Records from a data source

--

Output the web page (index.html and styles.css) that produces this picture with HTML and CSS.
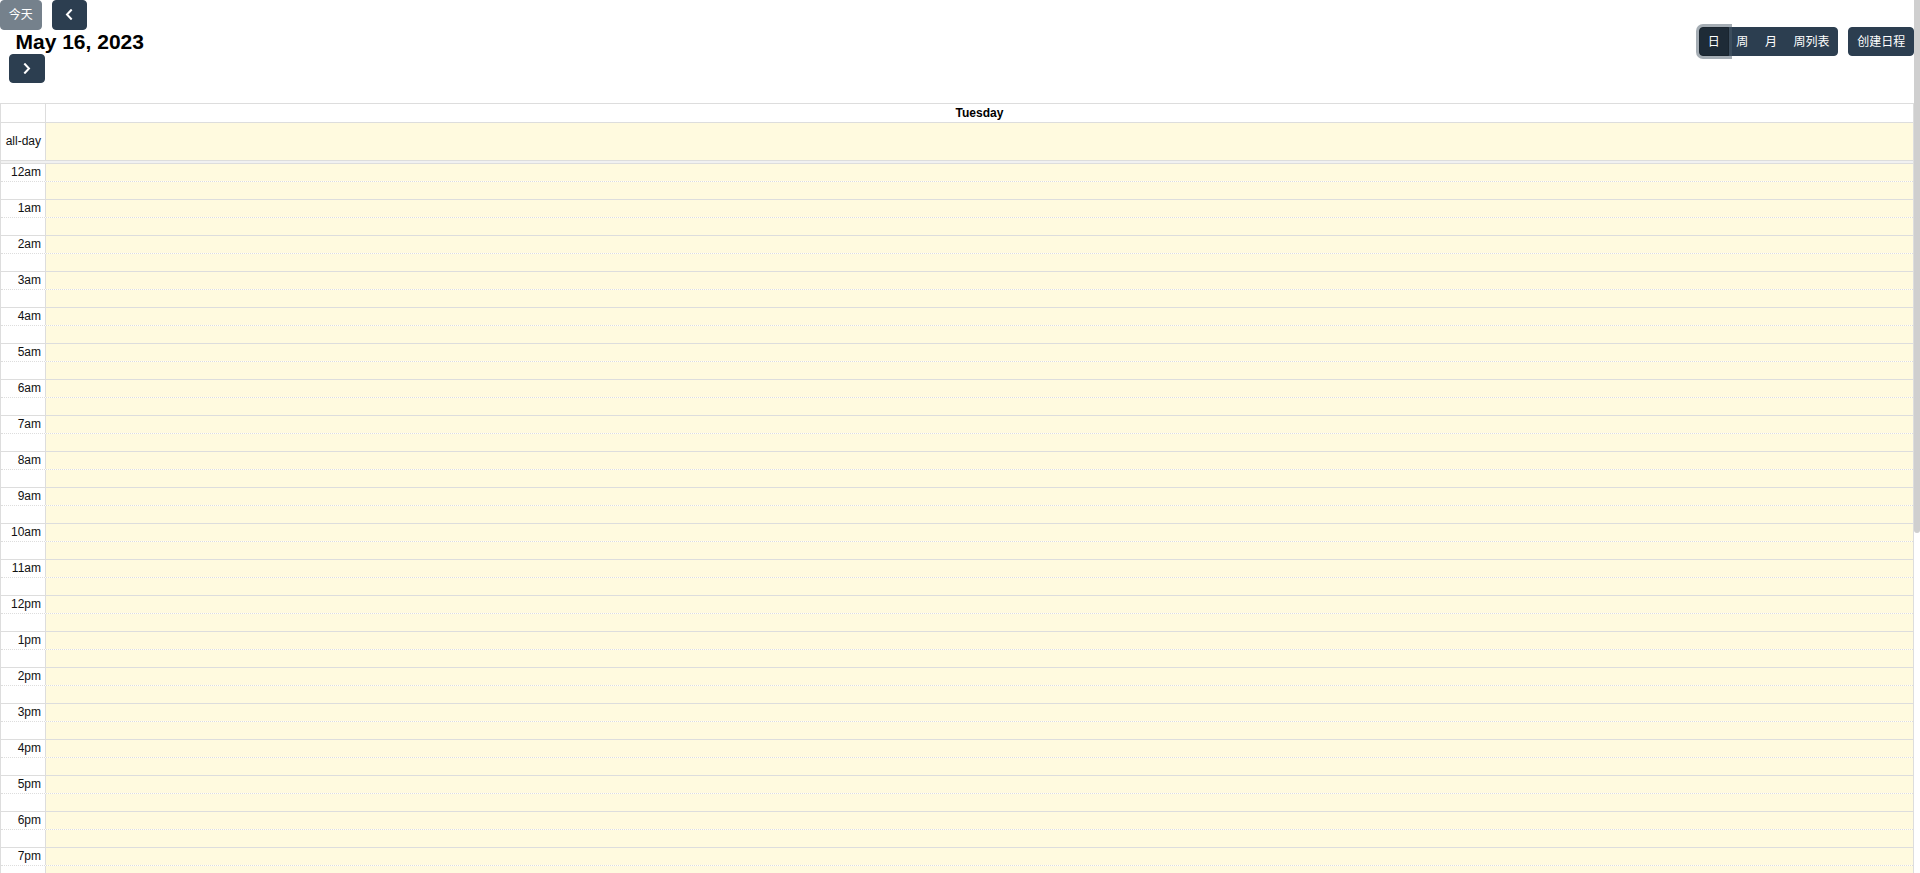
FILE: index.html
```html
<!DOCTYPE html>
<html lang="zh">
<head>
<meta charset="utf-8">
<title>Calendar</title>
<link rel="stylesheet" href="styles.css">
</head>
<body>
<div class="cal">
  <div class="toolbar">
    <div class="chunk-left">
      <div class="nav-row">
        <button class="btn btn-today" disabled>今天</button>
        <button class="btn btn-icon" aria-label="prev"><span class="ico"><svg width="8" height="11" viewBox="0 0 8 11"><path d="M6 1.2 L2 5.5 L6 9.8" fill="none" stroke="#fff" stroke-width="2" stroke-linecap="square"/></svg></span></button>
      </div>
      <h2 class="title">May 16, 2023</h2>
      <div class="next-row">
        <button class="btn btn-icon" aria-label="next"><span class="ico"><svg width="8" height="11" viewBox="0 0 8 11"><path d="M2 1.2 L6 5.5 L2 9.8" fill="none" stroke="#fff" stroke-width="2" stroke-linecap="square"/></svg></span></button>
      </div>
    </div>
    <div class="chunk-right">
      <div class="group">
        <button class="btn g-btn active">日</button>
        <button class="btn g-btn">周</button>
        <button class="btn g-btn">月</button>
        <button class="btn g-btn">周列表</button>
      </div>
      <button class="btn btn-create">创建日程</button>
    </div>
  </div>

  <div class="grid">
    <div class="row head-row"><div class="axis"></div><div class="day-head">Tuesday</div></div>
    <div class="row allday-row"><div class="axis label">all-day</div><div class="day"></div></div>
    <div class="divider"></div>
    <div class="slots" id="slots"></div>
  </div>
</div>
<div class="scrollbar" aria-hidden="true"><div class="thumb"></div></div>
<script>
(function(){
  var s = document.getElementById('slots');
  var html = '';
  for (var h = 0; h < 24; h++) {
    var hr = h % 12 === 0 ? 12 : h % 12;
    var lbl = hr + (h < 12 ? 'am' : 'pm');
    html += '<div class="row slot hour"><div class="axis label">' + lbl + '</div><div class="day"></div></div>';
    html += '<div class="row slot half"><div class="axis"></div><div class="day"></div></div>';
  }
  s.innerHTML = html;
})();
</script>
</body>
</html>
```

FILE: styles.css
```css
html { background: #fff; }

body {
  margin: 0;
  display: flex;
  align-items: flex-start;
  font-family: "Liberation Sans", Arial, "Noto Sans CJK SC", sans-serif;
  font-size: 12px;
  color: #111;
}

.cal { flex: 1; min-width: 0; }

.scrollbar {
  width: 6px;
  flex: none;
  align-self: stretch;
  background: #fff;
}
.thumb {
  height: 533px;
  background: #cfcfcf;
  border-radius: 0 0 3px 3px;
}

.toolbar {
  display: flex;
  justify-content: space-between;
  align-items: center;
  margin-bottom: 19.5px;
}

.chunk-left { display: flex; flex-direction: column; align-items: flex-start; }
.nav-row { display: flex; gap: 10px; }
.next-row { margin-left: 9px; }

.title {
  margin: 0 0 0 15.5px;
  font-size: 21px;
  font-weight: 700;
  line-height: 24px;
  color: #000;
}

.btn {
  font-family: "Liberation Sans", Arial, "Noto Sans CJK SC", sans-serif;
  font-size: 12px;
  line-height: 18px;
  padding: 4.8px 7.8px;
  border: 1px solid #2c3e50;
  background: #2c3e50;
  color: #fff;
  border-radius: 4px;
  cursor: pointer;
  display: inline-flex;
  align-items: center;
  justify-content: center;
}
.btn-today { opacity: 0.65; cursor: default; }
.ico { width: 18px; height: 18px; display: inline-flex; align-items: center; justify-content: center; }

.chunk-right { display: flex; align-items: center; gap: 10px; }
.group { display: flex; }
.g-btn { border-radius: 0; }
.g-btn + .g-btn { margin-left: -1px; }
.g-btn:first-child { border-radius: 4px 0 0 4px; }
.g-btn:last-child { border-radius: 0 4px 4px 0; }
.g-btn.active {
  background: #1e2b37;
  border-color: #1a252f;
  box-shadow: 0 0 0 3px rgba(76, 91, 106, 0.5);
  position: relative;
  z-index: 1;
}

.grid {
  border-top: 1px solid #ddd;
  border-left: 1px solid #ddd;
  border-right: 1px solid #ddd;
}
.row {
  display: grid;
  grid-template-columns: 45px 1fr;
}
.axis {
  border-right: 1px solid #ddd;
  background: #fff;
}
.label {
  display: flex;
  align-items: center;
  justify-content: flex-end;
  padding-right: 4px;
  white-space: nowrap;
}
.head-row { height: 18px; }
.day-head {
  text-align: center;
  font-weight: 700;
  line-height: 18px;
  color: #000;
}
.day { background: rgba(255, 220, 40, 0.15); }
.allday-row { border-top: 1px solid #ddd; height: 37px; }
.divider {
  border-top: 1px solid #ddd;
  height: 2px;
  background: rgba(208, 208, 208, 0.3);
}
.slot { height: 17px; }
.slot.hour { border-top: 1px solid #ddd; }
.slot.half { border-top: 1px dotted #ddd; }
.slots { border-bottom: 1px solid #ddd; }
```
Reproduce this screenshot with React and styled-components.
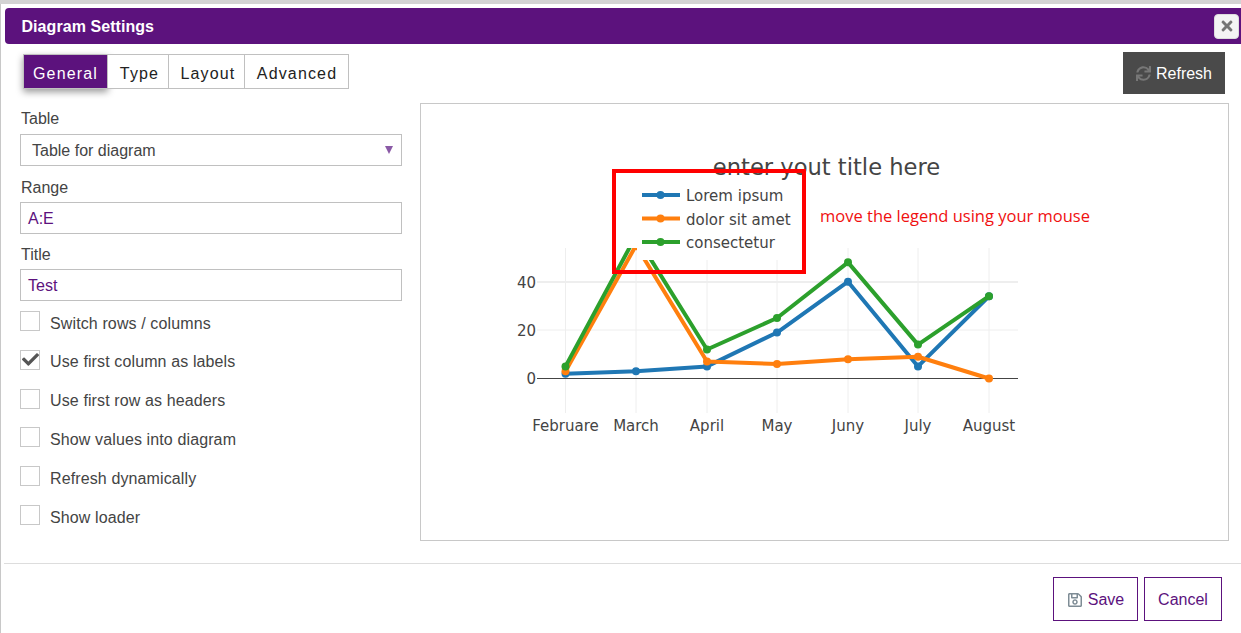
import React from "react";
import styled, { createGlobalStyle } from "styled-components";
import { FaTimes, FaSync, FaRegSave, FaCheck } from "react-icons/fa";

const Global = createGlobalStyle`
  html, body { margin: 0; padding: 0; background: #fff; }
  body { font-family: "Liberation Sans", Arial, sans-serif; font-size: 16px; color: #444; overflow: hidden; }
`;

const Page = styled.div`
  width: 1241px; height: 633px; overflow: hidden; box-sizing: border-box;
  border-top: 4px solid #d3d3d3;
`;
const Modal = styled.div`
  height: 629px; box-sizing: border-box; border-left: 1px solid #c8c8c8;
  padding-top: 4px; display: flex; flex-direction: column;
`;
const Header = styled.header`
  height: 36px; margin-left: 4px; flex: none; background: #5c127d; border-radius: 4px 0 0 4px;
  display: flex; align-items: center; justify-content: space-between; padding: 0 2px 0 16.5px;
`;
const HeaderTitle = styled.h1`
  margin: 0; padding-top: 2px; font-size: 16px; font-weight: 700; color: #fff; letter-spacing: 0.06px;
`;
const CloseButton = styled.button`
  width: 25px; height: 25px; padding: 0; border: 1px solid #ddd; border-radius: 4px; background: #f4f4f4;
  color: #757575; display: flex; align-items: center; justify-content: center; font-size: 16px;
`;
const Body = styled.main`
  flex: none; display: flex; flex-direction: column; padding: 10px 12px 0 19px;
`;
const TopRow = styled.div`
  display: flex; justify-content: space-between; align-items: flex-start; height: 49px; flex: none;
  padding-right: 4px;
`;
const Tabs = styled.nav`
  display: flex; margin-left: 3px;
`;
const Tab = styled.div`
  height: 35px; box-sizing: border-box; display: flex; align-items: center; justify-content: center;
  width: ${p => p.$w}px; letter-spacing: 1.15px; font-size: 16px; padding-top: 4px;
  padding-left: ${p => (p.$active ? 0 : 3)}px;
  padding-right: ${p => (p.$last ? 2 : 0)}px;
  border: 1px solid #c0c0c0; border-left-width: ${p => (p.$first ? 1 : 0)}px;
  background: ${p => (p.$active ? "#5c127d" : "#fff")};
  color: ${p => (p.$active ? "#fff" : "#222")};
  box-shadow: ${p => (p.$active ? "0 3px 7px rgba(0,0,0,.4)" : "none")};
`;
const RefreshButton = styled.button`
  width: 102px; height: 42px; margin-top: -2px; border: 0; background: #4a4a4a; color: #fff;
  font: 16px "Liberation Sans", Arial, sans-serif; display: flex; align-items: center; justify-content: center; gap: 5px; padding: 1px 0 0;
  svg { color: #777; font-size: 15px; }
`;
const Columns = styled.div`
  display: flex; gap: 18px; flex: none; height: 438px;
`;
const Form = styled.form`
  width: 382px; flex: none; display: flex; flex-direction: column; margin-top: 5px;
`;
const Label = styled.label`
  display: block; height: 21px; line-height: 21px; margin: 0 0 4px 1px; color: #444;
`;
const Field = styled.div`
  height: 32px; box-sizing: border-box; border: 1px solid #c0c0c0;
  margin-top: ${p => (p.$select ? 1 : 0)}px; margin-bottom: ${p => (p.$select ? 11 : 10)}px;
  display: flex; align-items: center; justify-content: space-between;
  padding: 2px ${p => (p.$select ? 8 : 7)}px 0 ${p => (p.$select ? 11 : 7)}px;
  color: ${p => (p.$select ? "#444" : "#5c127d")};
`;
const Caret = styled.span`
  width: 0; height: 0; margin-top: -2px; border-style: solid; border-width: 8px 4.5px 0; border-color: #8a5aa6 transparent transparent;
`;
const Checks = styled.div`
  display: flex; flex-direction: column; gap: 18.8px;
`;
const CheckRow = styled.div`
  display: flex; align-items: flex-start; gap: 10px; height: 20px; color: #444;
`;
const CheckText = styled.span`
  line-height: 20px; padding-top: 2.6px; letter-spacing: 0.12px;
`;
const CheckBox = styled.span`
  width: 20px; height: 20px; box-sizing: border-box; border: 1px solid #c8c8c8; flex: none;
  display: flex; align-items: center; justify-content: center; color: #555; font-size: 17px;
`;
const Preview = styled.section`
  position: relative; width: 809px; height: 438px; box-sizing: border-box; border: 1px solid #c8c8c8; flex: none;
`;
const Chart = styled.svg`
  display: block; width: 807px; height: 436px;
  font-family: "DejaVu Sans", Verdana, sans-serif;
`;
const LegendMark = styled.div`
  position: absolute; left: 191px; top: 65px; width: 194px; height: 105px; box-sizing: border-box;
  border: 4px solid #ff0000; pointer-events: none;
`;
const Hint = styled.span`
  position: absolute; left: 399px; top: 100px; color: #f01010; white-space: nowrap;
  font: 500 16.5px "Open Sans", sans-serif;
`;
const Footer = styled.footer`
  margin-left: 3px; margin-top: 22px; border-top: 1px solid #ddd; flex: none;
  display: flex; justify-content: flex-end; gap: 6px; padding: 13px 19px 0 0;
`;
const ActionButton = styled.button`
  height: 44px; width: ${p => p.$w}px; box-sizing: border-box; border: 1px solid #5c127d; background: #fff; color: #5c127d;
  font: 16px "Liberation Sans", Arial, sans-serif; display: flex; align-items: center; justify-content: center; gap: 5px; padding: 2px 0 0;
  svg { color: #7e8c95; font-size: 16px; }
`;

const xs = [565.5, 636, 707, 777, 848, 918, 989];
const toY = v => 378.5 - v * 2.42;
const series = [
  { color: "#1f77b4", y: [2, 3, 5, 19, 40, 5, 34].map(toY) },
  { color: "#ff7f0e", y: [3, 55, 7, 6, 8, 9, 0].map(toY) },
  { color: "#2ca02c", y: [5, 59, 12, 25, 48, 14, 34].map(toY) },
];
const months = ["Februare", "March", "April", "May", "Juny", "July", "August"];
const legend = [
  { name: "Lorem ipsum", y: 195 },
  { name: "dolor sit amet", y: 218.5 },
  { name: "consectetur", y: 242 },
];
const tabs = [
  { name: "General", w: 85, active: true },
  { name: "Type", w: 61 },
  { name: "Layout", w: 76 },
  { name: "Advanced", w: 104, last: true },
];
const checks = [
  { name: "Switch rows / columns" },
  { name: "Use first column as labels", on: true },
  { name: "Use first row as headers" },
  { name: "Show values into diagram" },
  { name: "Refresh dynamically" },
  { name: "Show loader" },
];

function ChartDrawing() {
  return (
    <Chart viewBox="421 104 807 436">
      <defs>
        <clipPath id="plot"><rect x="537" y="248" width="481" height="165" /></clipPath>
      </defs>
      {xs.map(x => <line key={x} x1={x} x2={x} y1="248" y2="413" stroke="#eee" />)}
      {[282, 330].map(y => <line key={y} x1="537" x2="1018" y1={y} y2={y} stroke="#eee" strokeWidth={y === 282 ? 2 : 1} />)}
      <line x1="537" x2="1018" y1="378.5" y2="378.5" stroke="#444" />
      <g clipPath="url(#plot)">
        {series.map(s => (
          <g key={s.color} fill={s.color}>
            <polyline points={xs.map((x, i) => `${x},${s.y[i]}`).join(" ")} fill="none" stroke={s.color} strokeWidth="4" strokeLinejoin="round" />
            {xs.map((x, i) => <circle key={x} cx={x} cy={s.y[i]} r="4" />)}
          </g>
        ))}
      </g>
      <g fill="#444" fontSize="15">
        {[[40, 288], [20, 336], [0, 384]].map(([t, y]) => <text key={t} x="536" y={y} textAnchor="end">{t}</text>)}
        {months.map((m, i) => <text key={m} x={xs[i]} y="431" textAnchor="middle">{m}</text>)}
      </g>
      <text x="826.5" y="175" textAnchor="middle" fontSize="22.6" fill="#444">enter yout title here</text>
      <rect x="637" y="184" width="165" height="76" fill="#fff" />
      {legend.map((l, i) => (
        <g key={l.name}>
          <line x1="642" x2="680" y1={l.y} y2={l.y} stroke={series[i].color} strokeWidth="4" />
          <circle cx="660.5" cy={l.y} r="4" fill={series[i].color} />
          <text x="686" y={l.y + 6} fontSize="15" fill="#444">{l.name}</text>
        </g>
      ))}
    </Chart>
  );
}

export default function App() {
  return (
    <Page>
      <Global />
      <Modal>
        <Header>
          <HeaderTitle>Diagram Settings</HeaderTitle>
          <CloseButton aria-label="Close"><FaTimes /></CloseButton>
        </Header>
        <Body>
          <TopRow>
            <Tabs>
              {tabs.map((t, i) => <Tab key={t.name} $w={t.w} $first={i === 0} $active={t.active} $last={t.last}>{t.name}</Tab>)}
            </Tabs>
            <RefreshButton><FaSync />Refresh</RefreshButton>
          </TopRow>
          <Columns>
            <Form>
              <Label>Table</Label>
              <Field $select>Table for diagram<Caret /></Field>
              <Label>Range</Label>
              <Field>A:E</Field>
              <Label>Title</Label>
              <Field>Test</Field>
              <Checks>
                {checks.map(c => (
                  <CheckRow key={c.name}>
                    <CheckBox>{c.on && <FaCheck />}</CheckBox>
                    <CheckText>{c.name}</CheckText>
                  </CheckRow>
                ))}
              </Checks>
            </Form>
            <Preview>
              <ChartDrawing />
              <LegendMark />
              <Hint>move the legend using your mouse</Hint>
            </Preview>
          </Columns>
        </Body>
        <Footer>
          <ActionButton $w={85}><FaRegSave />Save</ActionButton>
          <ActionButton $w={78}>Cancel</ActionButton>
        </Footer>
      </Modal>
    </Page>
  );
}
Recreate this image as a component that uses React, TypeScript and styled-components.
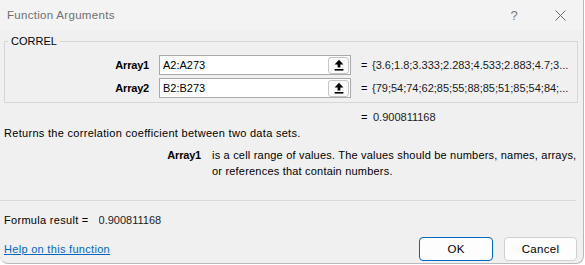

--

STATED EXERCISE: Return every line from the records above that holds the word "this".

RESULT:
Output the web page (index.html and styles.css) that produces this picture with HTML and CSS.
Reproduce this screenshot with React and styled-components.
Recreate this image as a component that uses React, TypeScript and styled-components.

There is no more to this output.